= Tamborito =

Genre of Panamanian folk music and dance

El Tamborito, literally translated to "the little drum", is a genre of Panamanian folkloric music and dance dating back as early as the 17th century. The tamborito is a traditional folk music and dance of Panama. The dance is a romantic, couple's dance, often involving a small percussion ensemble, and in all versions, a female chorus. The tamborito is performed in formal costumes in front of large, interactive crowds that form a large circle around the performers. The members of such crowds often participate in the percussion of the song, as well as the actual dance. The Tamborito is most commonly performed during Panamanian festivals, and in particular, the Panama Carnival.

==History==
The tamborito is a derivative of mestizo dance and folkloric music, with the melody tracing its roots as far back as the 17th century. This genre of folkloric music is a hybrid mix of the Spanish, Amerindian, and African cultures. Its rhythm is of African influence, the lyrics tend to be repetitive, and as in West African vocal music, it also incorporates popular commentary. Panama's most famous tamborito was written in 1918 by Juan Pastor Peredes, put to music by Carmen Lagnon, entitled "El tambor de la alegria".

==Musical composition==
The tamborito is musically performed to the beat of drums, the stomping of feet, the clapping of hands, and the chanting of harmonic poems, called coplas. Vocally, the tamborito is led by a female singer, the cantalante, who sings of the lust, frustration, and sexual tension, and attraction felt between the men and women at Carnival. The onlooking spectators and awaiting group of performers, known as the estribillio, respond to the cantalante's song by clapping twice to a measure and by the singing of the copla. Coplas are Spanish poems, which are sung lyrically, and comprise four-line stanzas.

The percussion involved in the tamborito consists of three drums in the center of the circle created by the estribillio. Three drums, native to Panama, are used in the performance of the tamborito - the caja, the repujador, and the repicador, and are made from the hollowing of local Panamanian trees, with the heads constructed from tanned cowhide.

The drums represent the three primary aspects of the tamborito. The caja, the smallest of the drums, is a short, wide drum used to create staccato tones, much like those created by the estribillio. The repujador is the masculine aspect of the tamborito, as this drum creates the base. It is a long, slender drum. The repicador is the feminine aspect of the tamborito. It is similar in shape to the repujador, but creates high-pitched notes that are scaled to fit the rhythm.

==Tamborito dance==
The dance of the tamborito is one between a man and a woman couple, of a sexual nature, often referred to as a courtship dance, and begins with the clapping of the crowd and the playing of the percussion band.

As the female and male dancers take their places within the circle, the repicador drummer gives a signal to the dancers in the form of three knocks. In response, the female dancer gives the percussion band three curtseys, known as quiebres, the last of which results in a twirling of her body.

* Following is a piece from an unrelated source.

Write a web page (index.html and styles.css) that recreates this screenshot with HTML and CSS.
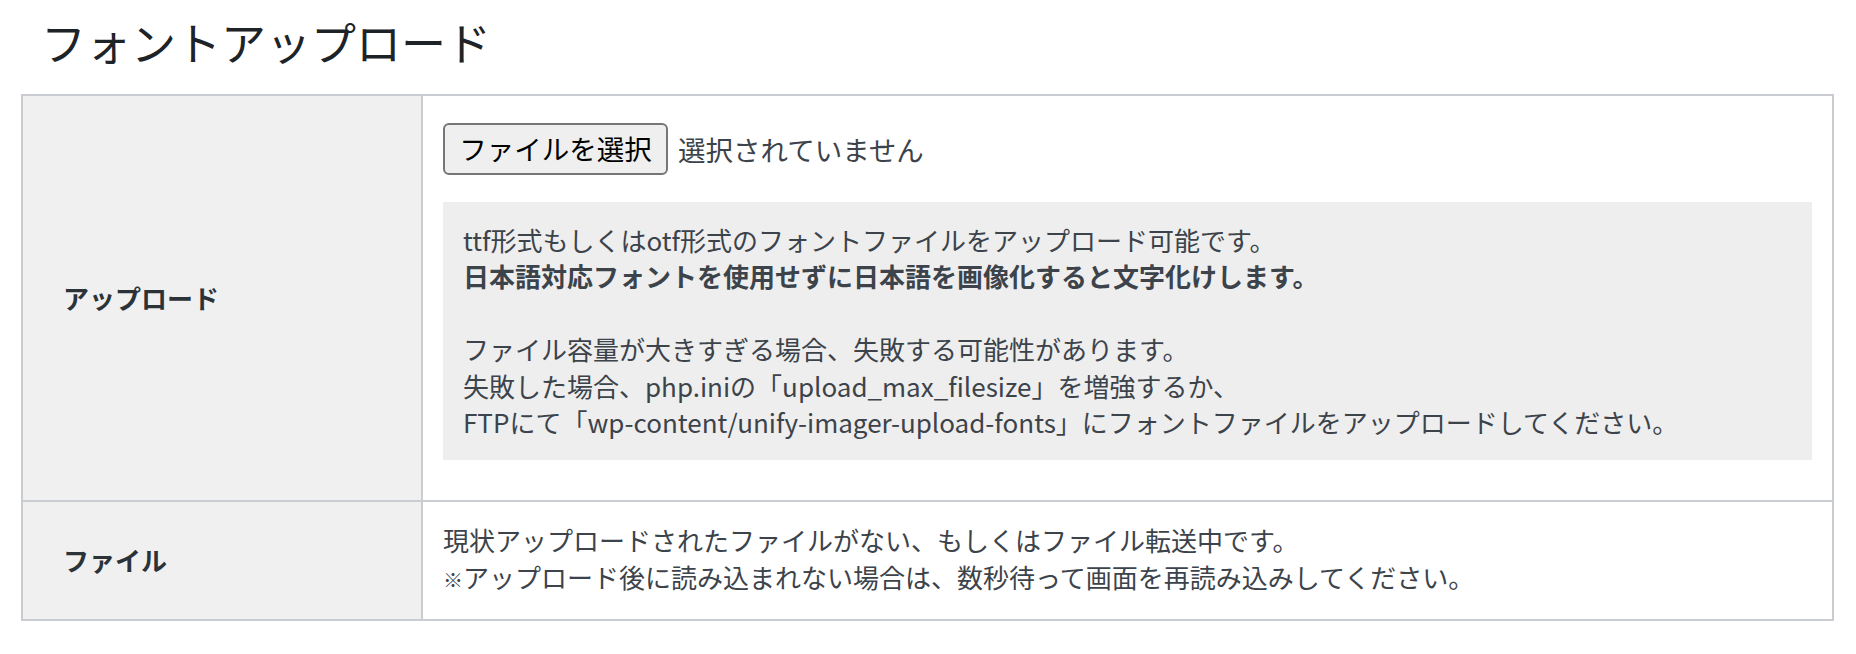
FILE: index.html
```
<!DOCTYPE html>
<html lang="ja">
<head>
<meta charset="utf-8">
<title>フォントアップロード</title>
<link rel="stylesheet" href="styles.css">
</head>
<body>
<div class="wrap">
  <h1 class="page-title">フォントアップロード</h1>
  <table class="upload-table">
    <tr>
      <th class="label">アップロード</th>
      <td class="field field-upload">
        <div class="file-row">
          <span class="file-button">ファイルを選択</span>
          <span class="file-status">選択されていません</span>
        </div>
        <div class="notice">
          <div>ttf形式もしくはotf形式のフォントファイルをアップロード可能です。</div>
          <div class="strong">日本語対応フォントを使用せずに日本語を画像化すると文字化けします。</div>
          <div class="blank">&nbsp;</div>
          <div>ファイル容量が大きすぎる場合、失敗する可能性があります。</div>
          <div>失敗した場合、php.iniの「upload_max_filesize」を増強するか、</div>
          <div>FTPにて「wp-content/unify-imager-upload-fonts」にフォントファイルをアップロードしてください。</div>
        </div>
      </td>
    </tr>
    <tr>
      <th class="label">ファイル</th>
      <td class="field field-files">
        <div>現状アップロードされたファイルがない、もしくはファイル転送中です。</div>
        <div><span class="mark">※</span>アップロード後に読み込まれない場合は、数秒待って画面を再読み込みしてください。</div>
      </td>
    </tr>
  </table>
</div>
</body>
</html>
```
FILE: styles.css
```
html, body {
  margin: 0;
  padding: 0;
  background: #ffffff;
}

body {
  font-family: "Noto Sans CJK JP", "Noto Sans", sans-serif;
  color: #3c434a;
}

.wrap {
  padding: 0 22px 0 21px;
}

.page-title {
  margin: 12px 0 22px 20px;
  font-size: 45px;
  line-height: 60px;
  font-weight: 400;
  color: #1d2327;
}

.upload-table {
  width: 100%;
  border: 2px solid #c9cdd1;
  border-spacing: 0;
  border-collapse: separate;
}

.label {
  width: 400px;
  box-sizing: border-box;
  background: #f0f0f1;
  border-right: 2px solid #c9cdd1;
  padding: 0 0 2px 40px;
  text-align: left;
  vertical-align: middle;
  font-size: 26px;
  font-weight: 700;
  color: #2c3338;
}

.field {
  vertical-align: top;
  font-size: 26px;
  line-height: 36.4px;
}

.field-upload {
  padding: 27px 20px 40px 20px;
}

tr + tr .label,
tr + tr .field {
  border-top: 2px solid #c9cdd1;
}

.field-files {
  padding: 20px 20px 21px 20px;
}

.file-row {
  display: flex;
  align-items: center;
  gap: 10px;
  height: 52px;
}

.file-button {
  display: inline-flex;
  align-items: center;
  justify-content: center;
  box-sizing: border-box;
  height: 52px;
  width: 225px;
  padding: 0 12px;
  border: 2px solid #767676;
  border-radius: 6px;
  background: #efefef;
  color: #000000;
  font-size: 27.5px;
  line-height: 1;
}

.file-status {
  font-size: 27.5px;
  color: #3c434a;
}

.notice {
  margin-top: 27px;
  background: #eeeeee;
  padding: 20px 20px;
  font-size: 26px;
  line-height: 36.4px;
  color: #3c434a;
}

.strong {
  font-weight: 700;
}

.mark {
  font-size: 20px;
}
```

The male dancer kneels three times, known as the golpes magistrales, thus beginning the dance, which is a series of shuffling steps, with the woman maneuvering her skirt in a provocative fashion and the man positioning his arms in a protective fashion. At the conclusion of the dance, the repicador drummer again gives three knocks, the male and female dancers curtsey once more, and the crowd gives their approval of the dance in the form of a vivas chant.

==Tamborito attire==
The attire worn by the performers during the tamborito is quite elegant and flashy. The women wear an embroidered gown known as la pollera, and the men wear a costume called el montuno.

The pollera is only worn on festival occasions and consists of two ruffles, embroidered with colors and intricate designs; two pom-pons are fastened to the front and rear of the woman's chest, with lace gracefully draped from handmade thread lace insertion at the neckline. The stitching and thread used to detail the pollera must be the same color as the velvet, heelless shoes. The women's outfit is completed with gold hairpins and a flashy headpiece, which is supposed to resemble a crown. The headpiece is commonly made of shell.

The montuno worn by the male performers is much less intricate than the pollera. It generally consists of a long-sleeved, white-collared shirt, which fits loosely on the performer. The trousers worn by the male are made of black, navy blue, or white cotton and come to knee length. The outfit is completed with a shallow straw hat and canvas or leather shoes.

==In popular culture==
Besides being the national song and dance of Panama, the tamborito is important to Panamanian culture because folkloric music plays a continuous role in Panama's contemporary music. The tamborito genre of music competes for radio and record sales with the other popular music of Panama, and has created such Panamanian celebrities as Samy and Sandra Sandoval.